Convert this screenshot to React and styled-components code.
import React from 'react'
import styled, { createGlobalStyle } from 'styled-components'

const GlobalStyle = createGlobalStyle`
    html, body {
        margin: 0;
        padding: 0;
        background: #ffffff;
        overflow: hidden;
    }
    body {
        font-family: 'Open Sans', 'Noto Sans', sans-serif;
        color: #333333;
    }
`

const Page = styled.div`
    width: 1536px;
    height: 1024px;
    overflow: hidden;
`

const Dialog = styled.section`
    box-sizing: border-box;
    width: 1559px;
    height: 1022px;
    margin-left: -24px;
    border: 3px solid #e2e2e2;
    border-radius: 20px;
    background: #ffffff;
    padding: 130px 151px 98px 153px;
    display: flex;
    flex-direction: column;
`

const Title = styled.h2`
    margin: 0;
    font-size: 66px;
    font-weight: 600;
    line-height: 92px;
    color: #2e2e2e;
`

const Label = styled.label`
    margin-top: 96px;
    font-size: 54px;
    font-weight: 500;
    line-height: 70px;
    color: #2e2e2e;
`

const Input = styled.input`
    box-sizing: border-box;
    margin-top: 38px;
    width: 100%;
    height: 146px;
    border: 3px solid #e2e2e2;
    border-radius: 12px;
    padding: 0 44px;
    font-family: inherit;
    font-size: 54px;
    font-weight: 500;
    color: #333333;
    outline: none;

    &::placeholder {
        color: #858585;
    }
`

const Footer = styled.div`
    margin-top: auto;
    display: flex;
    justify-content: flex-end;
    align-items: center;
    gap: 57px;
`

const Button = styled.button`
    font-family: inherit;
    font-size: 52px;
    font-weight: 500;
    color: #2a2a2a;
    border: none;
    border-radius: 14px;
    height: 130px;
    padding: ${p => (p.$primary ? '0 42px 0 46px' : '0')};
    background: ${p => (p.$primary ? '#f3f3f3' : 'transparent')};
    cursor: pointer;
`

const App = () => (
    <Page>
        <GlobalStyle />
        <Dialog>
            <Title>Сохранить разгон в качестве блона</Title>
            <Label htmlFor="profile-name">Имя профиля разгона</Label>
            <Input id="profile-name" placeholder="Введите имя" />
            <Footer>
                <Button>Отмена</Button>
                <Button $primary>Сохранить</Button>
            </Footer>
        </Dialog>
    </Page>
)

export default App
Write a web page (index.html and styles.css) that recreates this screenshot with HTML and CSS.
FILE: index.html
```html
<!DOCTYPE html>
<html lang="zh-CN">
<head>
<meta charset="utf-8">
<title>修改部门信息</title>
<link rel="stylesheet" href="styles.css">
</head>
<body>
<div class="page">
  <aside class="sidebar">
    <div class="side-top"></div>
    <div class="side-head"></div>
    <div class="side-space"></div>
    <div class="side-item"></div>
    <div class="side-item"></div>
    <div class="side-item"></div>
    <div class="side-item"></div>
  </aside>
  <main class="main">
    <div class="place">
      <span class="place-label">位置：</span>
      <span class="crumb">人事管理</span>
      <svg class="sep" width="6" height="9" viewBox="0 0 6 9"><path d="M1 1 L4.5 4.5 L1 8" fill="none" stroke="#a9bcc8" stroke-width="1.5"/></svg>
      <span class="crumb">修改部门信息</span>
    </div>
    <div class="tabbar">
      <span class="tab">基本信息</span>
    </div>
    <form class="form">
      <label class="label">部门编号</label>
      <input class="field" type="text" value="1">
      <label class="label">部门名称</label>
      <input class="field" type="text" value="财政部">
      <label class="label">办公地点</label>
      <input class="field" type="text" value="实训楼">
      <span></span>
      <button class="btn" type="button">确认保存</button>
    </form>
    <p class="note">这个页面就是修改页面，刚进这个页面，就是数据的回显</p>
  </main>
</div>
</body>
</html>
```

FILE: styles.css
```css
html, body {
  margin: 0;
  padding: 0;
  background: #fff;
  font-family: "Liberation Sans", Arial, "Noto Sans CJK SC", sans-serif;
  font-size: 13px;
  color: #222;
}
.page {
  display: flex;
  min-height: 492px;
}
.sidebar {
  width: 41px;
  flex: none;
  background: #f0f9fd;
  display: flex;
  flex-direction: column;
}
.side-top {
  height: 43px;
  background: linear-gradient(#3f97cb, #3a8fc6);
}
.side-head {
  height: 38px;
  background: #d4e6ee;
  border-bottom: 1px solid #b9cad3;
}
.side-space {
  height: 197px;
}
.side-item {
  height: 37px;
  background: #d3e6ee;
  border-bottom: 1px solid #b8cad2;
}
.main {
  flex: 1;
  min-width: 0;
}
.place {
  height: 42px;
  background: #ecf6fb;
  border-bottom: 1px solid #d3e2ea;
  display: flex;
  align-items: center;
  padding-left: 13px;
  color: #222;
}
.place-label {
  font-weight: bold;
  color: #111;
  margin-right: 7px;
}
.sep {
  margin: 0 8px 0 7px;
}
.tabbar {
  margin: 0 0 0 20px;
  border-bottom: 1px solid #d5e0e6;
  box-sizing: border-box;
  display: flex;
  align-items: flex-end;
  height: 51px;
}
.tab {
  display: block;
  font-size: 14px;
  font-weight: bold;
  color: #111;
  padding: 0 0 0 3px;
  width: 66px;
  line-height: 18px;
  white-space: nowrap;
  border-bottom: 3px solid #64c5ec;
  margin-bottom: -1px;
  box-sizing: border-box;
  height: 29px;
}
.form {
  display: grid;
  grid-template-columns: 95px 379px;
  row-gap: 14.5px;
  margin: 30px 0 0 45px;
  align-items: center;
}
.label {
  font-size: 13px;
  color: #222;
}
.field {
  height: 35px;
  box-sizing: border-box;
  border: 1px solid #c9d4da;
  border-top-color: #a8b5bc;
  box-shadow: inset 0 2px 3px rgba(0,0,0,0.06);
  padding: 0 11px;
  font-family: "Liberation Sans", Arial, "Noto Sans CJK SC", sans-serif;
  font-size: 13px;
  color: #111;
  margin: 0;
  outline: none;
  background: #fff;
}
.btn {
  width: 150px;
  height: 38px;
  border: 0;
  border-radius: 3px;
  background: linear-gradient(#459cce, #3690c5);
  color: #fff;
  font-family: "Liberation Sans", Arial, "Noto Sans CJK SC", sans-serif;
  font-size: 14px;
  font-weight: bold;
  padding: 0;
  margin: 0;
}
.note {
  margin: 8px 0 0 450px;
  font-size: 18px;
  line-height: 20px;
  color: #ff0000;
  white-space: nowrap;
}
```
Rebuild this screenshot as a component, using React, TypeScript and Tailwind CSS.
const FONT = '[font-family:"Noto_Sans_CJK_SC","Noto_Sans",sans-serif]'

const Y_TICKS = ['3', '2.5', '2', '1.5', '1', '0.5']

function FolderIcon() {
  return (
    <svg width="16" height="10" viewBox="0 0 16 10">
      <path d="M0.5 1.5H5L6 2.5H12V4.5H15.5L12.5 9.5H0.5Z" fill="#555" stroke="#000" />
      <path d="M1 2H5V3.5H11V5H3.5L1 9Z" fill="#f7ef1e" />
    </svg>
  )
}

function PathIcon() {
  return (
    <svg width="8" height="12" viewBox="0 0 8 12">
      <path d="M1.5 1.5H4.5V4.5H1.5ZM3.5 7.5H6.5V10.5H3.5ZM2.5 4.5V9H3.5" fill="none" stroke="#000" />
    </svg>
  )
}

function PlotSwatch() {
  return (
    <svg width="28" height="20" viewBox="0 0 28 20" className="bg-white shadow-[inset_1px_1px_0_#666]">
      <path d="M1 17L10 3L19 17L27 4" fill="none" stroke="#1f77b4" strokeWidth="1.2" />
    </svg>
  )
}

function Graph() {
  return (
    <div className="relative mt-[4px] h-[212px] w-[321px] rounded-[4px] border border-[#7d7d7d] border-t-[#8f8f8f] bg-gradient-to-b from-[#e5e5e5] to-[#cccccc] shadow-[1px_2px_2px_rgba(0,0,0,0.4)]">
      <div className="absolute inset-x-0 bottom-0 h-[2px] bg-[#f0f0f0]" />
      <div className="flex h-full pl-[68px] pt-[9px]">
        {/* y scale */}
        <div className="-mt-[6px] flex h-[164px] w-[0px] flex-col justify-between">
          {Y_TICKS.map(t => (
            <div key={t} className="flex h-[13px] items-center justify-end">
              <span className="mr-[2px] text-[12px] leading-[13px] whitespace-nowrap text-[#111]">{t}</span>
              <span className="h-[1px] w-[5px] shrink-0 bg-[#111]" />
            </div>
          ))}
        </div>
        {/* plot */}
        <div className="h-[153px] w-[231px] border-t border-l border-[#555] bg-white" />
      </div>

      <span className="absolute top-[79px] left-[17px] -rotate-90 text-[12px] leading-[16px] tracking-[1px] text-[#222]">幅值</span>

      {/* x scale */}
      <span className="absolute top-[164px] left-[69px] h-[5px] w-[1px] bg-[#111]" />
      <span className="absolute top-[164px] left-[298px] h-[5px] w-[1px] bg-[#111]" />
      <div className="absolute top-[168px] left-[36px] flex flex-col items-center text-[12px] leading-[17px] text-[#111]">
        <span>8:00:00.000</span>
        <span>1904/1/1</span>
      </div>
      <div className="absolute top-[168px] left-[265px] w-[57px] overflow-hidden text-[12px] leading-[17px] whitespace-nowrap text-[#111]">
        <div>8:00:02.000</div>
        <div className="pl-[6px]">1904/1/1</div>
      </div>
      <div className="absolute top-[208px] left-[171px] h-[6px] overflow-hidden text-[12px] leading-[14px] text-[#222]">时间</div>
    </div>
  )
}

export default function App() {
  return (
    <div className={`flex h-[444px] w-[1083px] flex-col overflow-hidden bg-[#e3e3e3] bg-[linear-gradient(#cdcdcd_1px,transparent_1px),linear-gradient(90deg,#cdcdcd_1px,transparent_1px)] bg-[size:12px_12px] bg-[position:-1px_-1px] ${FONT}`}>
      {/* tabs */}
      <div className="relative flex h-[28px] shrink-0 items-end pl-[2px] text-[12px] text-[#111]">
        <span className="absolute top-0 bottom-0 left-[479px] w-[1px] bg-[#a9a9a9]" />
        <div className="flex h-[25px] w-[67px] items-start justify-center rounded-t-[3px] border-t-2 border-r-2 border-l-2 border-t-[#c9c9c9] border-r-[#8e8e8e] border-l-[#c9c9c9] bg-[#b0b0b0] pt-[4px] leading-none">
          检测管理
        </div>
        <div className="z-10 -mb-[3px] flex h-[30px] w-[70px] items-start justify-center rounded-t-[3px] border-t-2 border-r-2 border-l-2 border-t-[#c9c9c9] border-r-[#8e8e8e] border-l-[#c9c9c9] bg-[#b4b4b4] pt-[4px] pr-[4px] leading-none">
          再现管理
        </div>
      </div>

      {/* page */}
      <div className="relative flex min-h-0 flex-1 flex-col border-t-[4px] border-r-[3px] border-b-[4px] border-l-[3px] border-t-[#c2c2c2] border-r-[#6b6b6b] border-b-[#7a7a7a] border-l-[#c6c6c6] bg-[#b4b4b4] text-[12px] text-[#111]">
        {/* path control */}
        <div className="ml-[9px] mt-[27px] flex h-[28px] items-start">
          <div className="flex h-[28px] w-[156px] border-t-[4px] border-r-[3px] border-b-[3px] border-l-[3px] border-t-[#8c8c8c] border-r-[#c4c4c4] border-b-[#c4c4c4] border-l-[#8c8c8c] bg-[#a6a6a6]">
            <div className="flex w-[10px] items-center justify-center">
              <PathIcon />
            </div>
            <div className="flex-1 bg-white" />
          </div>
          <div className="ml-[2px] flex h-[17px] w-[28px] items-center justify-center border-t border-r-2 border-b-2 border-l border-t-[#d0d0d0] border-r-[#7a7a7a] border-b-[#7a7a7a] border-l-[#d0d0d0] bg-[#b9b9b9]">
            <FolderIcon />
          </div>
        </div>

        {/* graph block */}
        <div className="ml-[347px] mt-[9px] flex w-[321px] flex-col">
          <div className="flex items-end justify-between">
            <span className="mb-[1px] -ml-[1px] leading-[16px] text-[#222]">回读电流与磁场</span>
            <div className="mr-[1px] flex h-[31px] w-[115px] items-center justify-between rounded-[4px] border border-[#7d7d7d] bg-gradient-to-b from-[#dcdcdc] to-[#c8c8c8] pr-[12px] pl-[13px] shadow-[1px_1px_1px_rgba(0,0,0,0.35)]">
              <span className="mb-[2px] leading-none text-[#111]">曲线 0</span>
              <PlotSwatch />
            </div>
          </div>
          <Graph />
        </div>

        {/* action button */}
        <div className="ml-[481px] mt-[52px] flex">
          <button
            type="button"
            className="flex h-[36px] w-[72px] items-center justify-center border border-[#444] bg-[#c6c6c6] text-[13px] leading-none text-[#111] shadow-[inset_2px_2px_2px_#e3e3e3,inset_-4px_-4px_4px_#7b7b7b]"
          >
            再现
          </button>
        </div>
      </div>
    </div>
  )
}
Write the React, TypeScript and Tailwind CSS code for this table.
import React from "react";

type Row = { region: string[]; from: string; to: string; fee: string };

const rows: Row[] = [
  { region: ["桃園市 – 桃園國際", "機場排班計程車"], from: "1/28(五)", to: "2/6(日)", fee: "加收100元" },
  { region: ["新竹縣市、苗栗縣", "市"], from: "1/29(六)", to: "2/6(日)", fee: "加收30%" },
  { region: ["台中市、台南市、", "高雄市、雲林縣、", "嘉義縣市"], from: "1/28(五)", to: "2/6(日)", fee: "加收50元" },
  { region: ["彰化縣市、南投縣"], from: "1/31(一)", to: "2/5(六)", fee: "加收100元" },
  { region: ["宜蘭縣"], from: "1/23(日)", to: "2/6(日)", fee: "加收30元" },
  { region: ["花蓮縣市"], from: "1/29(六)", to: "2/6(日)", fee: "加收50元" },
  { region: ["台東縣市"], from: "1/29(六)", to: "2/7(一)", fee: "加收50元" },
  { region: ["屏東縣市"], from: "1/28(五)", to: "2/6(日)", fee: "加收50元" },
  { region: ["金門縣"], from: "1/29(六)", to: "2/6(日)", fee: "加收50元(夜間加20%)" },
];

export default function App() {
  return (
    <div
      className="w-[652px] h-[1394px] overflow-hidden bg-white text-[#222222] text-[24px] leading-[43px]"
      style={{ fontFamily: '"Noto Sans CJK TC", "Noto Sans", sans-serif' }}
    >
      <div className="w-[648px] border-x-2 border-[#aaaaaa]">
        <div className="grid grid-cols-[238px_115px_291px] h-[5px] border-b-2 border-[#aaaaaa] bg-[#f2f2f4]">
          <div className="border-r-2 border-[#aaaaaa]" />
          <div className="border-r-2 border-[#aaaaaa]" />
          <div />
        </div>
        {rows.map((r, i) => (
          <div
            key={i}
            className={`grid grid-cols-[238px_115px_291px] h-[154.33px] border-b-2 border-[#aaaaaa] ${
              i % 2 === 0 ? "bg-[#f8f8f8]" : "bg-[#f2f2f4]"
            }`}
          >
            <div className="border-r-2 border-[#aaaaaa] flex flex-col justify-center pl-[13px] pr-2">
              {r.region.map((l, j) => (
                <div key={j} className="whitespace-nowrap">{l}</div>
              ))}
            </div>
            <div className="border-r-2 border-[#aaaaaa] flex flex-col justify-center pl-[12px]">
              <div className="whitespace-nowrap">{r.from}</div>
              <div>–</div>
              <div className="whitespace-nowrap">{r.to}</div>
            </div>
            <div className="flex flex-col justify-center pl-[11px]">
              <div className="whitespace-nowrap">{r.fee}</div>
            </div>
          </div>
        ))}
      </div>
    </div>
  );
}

What is asked >>
Every line containing the string "Tailwind" must be listed.

Answer >>
Rebuild this screenshot as a component, using React, TypeScript and Tailwind CSS.
Write the React, TypeScript and Tailwind CSS code for this table.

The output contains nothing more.